香港问题,中美博弈。香港的暴乱,是美国在背后一手策划和支持的,这一点在美国参院通过所谓《香港人权与民主法案》后,我们已经可以看得非常清晰。
事实上,《香港人权与民主法案》第一个版本在2014年爆发“占中运动”时就开始了,这意味着美国策划借香港颠覆中国的事情至少从2014年就开始了。
2014年,时任美国国会及行政当局中国委员会(CECC)共同主席的史密斯众议员等人第一次提出该法案,而后又被数次提出,直到今年法案先后被众院和参院通过已是第四个版本了。

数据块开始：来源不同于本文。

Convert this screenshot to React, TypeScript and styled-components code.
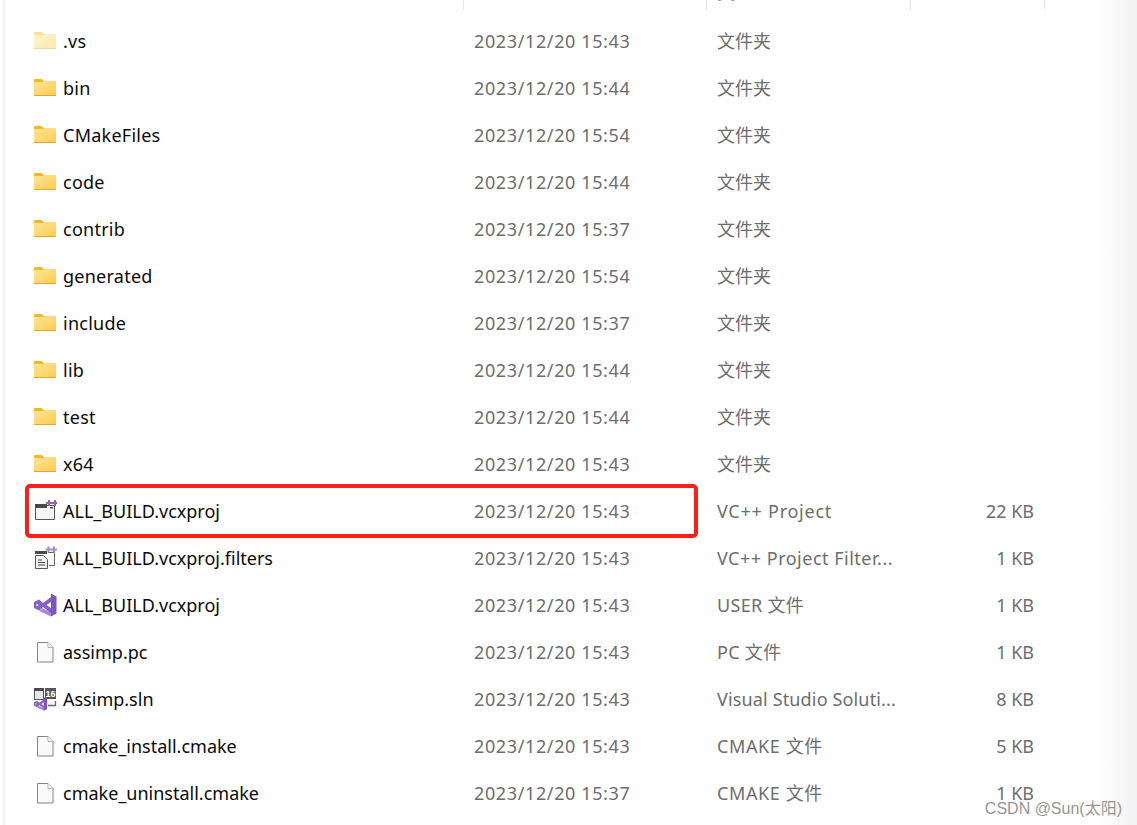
import styled, { createGlobalStyle } from "styled-components";

const GlobalStyle = createGlobalStyle`
  html, body {
    margin: 0;
    padding: 0;
    height: 100%;
    overflow: hidden;
    background: #fff;
  }
`;

const Page = styled.div`
  position: relative;
  width: 1137px;
  height: 825px;
  overflow: hidden;
  box-sizing: border-box;
  padding-left: 3px;
  font-family: "Noto Sans", "Noto Sans CJK SC", sans-serif;
  font-size: 18px;
`;

const Pane = styled.div`
  height: 100%;
  border-left: 2px solid #f1f1f1;
`;

const HeaderRow = styled.div`
  display: grid;
  grid-template-columns: 459px 243px 204px 134px;
  height: 10px;
  margin-bottom: 7px;
`;

const HeaderCell = styled.div`
  border-right: 1px solid #e5e5e5;
  overflow: hidden;
  display: flex;
  align-items: flex-end;
  padding-left: 10px;
  color: #3f5a7a;
  line-height: 24px;
`;

const HeaderLabel = styled.span`
  position: relative;
  top: -6px;
`;

const Row = styled.div`
  display: grid;
  grid-template-columns: 30px 411px 243px 204px 113px;
  height: 47px;
  align-items: center;
  padding-left: 28px;
`;

const IconSlot = styled.div`
  width: 24px;
  height: 24px;
  margin-top: 1px;

  svg {
    display: block;
  }
`;

const Name = styled.div<{ $tracking?: number }>`
  color: #0a0a0a;
  white-space: nowrap;
  letter-spacing: ${(p) => p.$tracking ?? 0}px;
`;

const Muted = styled.div<{ $tracking?: number; $lift?: boolean }>`
  color: #6d6d6d;
  white-space: nowrap;
  letter-spacing: ${(p) => p.$tracking ?? 0}px;
  padding-bottom: ${(p) => (p.$lift ? 2 : 0)}px;
`;

const Size = styled(Muted)`
  text-align: right;
`;

const Highlight = styled.div`
  position: absolute;
  left: 25px;
  top: 484px;
  width: 673px;
  height: 54px;
  box-sizing: border-box;
  border: 4px solid #ff1f17;
  border-radius: 5px;
`;

const EdgeFade = styled.div`
  position: absolute;
  top: 0;
  right: 0;
  width: 40px;
  height: 100%;
  background: linear-gradient(to right, rgba(242, 242, 242, 0), rgba(242, 242, 242, 1));
`;

const Watermark = styled.div`
  position: absolute;
  right: 15px;
  bottom: 6px;
  font-family: "Liberation Sans", "Noto Sans CJK SC", sans-serif;
  font-size: 16px;
  line-height: 20px;
  color: rgba(120, 120, 120, 0.8);
`;

type IconKind = "folder" | "folderFaded" | "vcx" | "filters" | "user" | "file" | "sln";

const VsMark = ({ x = 0, y = 0, s = 1 }: { x?: number; y?: number; s?: number }) => (
  <g transform={`translate(${x} ${y}) scale(${s})`}>
    <path d="M6 18 18 23.5V19L9 15Z" fill="#a68bd6" />
    <path d="M18 0.5l5.5 3v17L18 23.5Z" fill="#7c56bd" />
    <path d="M18 4v16l-8-6-4 3.5-5-2.5V9l5-2.5 4 3.5Z" fill="#8661c5" />
    <path d="M18 9 13.5 12 18 15ZM3.5 10.5v3L5.8 12Z" fill="#fff" />
  </g>
);

const Plus = ({ x, y, c = "#9a5fb5" }: { x: number; y: number; c?: string }) => (
  <path d={`M${x - 3} ${y}h6M${x} ${y - 3}v6`} stroke={c} strokeWidth="2" fill="none" />
);

const FileIcon = ({ kind }: { kind: IconKind }) => {
  switch (kind) {
    case "folder":
    case "folderFaded":
      return (
        <svg width="24" height="24" viewBox="0 0 24 24" opacity={kind === "folderFaded" ? 0.45 : 1}>
          <defs>
            <linearGradient id="folderBody" x1="0" y1="0" x2="1" y2="1">
              <stop offset="0" stopColor="#ffe596" />
              <stop offset="1" stopColor="#fdcb4c" />
            </linearGradient>
          </defs>
          <path d="M1 4C1 3.4 1.4 3 2 3h6.5L11 5.5h12V20H1Z" fill="#f9b61e" />
          <rect x="1" y="6" width="22" height="14" fill="url(#folderBody)" />
          <rect x="1" y="19" width="22" height="1" fill="#e6a62b" />
        </svg>
      );
    case "vcx":
      return (
        <svg width="24" height="24" viewBox="0 0 24 24">
          <path d="M2.5 6.5h19v14h-19z" fill="#f5f5f5" stroke="#555" />
          <rect x="2" y="5" width="12" height="4" fill="#4a4a4a" />
          <rect x="17" y="8" width="3" height="1.5" fill="#4a4a4a" />
          <Plus x={16} y={4} />
          <Plus x={22} y={4} />
        </svg>
      );
    case "filters":
      return (
        <svg width="24" height="24" viewBox="0 0 24 24">
          <path d="M15 6.5h6.5v13H16" fill="none" stroke="#666" />
          <rect x="2" y="5" width="12" height="3" fill="#4a4a4a" />
          <path d="M2.5 9.5h8l4 4v9h-12Z" fill="#f5f5f5" stroke="#555" />
          <path d="M5 14h4M5 16.5h7M5 19h7" stroke="#444" strokeWidth="1.2" />
          <Plus x={15.5} y={3.5} c="#b08ac8" />
          <Plus x={21} y={3.5} c="#b08ac8" />
        </svg>
      );
    case "user":
      return (
        <svg width="24" height="24" viewBox="0 0 24 24">
          <VsMark />
        </svg>
      );
    case "sln":
      return (
        <svg width="24" height="24" viewBox="0 0 24 24">
          <rect x="1.5" y="1.5" width="9" height="11" fill="#e6e6e6" stroke="#555" />
          <rect x="1" y="1" width="10" height="3" fill="#4a4a4a" />
          <rect x="12" y="1" width="11" height="11" fill="#555" />
          <text x="17.5" y="10" textAnchor="middle" fontSize="9" fontWeight="700" fill="#fff" fontFamily="Liberation Sans, sans-serif">16</text>
          <path d="M22.5 14v4.5H15" fill="none" stroke="#666" strokeWidth="1.4" />
          <VsMark x={0.5} y={10} s={0.58} />
        </svg>
      );
    default:
      return (
        <svg width="24" height="24" viewBox="0 0 24 24">
          <path d="M4.5 2.5h10.5l5 5v14.5h-15.5Z" fill="#fafafa" stroke="#858585" />
          <path d="M15 2.5v5h5" fill="#fff" stroke="#b5b5b5" />
        </svg>
      );
  }
};

type Entry = {
  icon: IconKind;
  name: string;
  date: string;
  type: string;
  tracking?: number;
  size?: string;
};

const entries: Entry[] = [
  { icon: "folderFaded", name: ".vs", date: "2023/12/20 15:43", type: "文件夹" },
  { icon: "folder", name: "bin", date: "2023/12/20 15:44", type: "文件夹" },
  { icon: "folder", name: "CMakeFiles", date: "2023/12/20 15:54", type: "文件夹" },
  { icon: "folder", name: "code", date: "2023/12/20 15:44", type: "文件夹" },
  { icon: "folder", name: "contrib", date: "2023/12/20 15:37", type: "文件夹" },
  { icon: "folder", name: "generated", date: "2023/12/20 15:54", type: "文件夹" },
  { icon: "folder", name: "include", date: "2023/12/20 15:37", type: "文件夹" },
  { icon: "folder", name: "lib", date: "2023/12/20 15:44", type: "文件夹" },
  { icon: "folder", name: "test", date: "2023/12/20 15:44", type: "文件夹" },
  { icon: "folder", name: "x64", date: "2023/12/20 15:43", type: "文件夹" },
  { icon: "vcx", name: "ALL_BUILD.vcxproj", date: "2023/12/20 15:43", type: "VC++ Project", tracking: 0.75, size: "22 KB" },
  { icon: "filters", name: "ALL_BUILD.vcxproj.filters", date: "2023/12/20 15:43", type: "VC++ Project Filter...", tracking: 0.5, size: "1 KB" },
  { icon: "user", name: "ALL_BUILD.vcxproj", date: "2023/12/20 15:43", type: "USER 文件", tracking: 0.3, size: "1 KB" },
  { icon: "file", name: "assimp.pc", date: "2023/12/20 15:43", type: "PC 文件", tracking: 0.3, size: "1 KB" },
  { icon: "sln", name: "Assimp.sln", date: "2023/12/20 15:43", type: "Visual Studio Soluti...", tracking: 0.15, size: "8 KB" },
  { icon: "file", name: "cmake_install.cmake", date: "2023/12/20 15:43", type: "CMAKE 文件", tracking: 0.6, size: "5 KB" },
  { icon: "file", name: "cmake_uninstall.cmake", date: "2023/12/20 15:37", type: "CMAKE 文件", tracking: 0.6, size: "1 KB" },
];

export default function App() {
  return (
    <Page>
      <GlobalStyle />
      <Pane>
        <HeaderRow>
          <HeaderCell />
          <HeaderCell />
          <HeaderCell>
            <HeaderLabel>类型</HeaderLabel>
          </HeaderCell>
          <HeaderCell />
        </HeaderRow>
        {entries.map((entry) => (
          <Row key={entry.name + entry.type}>
            <IconSlot>
              <FileIcon kind={entry.icon} />
            </IconSlot>
            <Name $tracking={entry.icon.startsWith("folder") ? 0.25 : 0}>{entry.name}</Name>
            <Muted $tracking={0.62}>{entry.date}</Muted>
            <Muted $tracking={entry.tracking} $lift={entry.type.includes("文件")}>
              {entry.type}
            </Muted>
            <Size>{entry.size}</Size>
          </Row>
        ))}
      </Pane>
      <Highlight />
      <EdgeFade />
      <Watermark>CSDN @Sun(太阳)</Watermark>
    </Page>
  );
}
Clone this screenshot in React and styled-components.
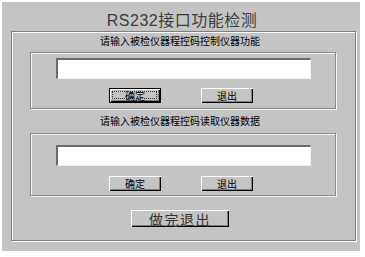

这些都是美国显性支持和策划颠覆中国的时间,而要追暗地的策划,这个时间必然更长。
因此,我们可以认为,香港今日之暴乱,恐怕已是美国与“港独”份子的十年之功。这一步,我们是躲不过去,必然会发生的。
针对美国参院通过《香港人权与民主法案》,中国进行了强力反击,但在这个节骨眼上,香港高等法院作为司法机构知法犯法,僭越全国人大常委会权力,11月18日裁定香港《紧急情况规例条例》部分条款不符合香港基本法,同时裁定香港特区政府的禁止蒙面法违宪。
禁止蒙面法是否违宪的裁定权在全国人大,而紧急情况规例条例是已经生效的法律根本不违反基本法,所以香港高等法院不但知法犯法还僭越权力,作为司法机构、作为司法机构的法官,香港高院当然知道自己在干什么,当然知道自己违法,但他们依然选择这么干,最根本的原因是美国这个大本营参院通过了《香港人权与民主法案》,吹响了颠覆香港和反华的号角,为了让香港更加混乱,所以香港高院才知法犯法地干出此等事。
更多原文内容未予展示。